The Diamond Dogs Tour was a concert tour by English singer-songwriter David Bowie in North America in 1974 to promote the studio album Diamond Dogs (1974).  The first leg of the tour utilized a rock opera-style stage show format with multiple sets, costume changes and choreography. The remainder of the tour was alternatively known as The Soul Tour, which included some songs from the forthcoming album Young Americans (1975) and featured a revamped, stripped-down presentation and different backing band.

Tour preparation and details

Two months of rehearsals were required to get the tour ready, in part due to the elaborate set & props required for the show (reported to cost $275,000 per set, or about $ today).
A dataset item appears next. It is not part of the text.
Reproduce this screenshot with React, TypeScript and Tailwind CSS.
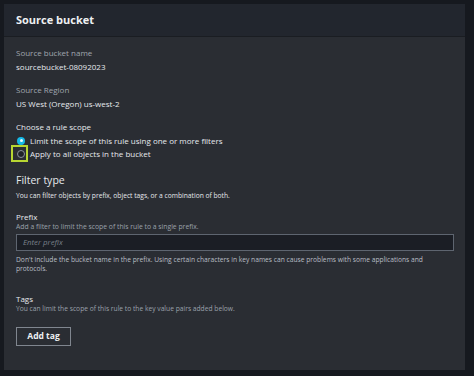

Originally the tour was planned to appear in a city for five nights before moving on to the next city, but that plan was abandoned early on. The tour started in June 1974 in Montreal, Quebec as the "Diamond Dogs Tour" (although producer Tony DeFries demanded the tour be referred to as "The Year of the Diamond Dogs" when speaking with the press). Bowie recorded radio and television commercials for the tour, which played in advance of the tour's arrival in each city. The tour took the month of August 1974 off, during which time Bowie began recording his follow-up studio album, Young Americans. On 10 October 1974, after the tour had resumed, Bowie abandoned the extravagant theatrical set and re-branded the tour "The Soul Tour", which would continue through the end of the North American leg in December.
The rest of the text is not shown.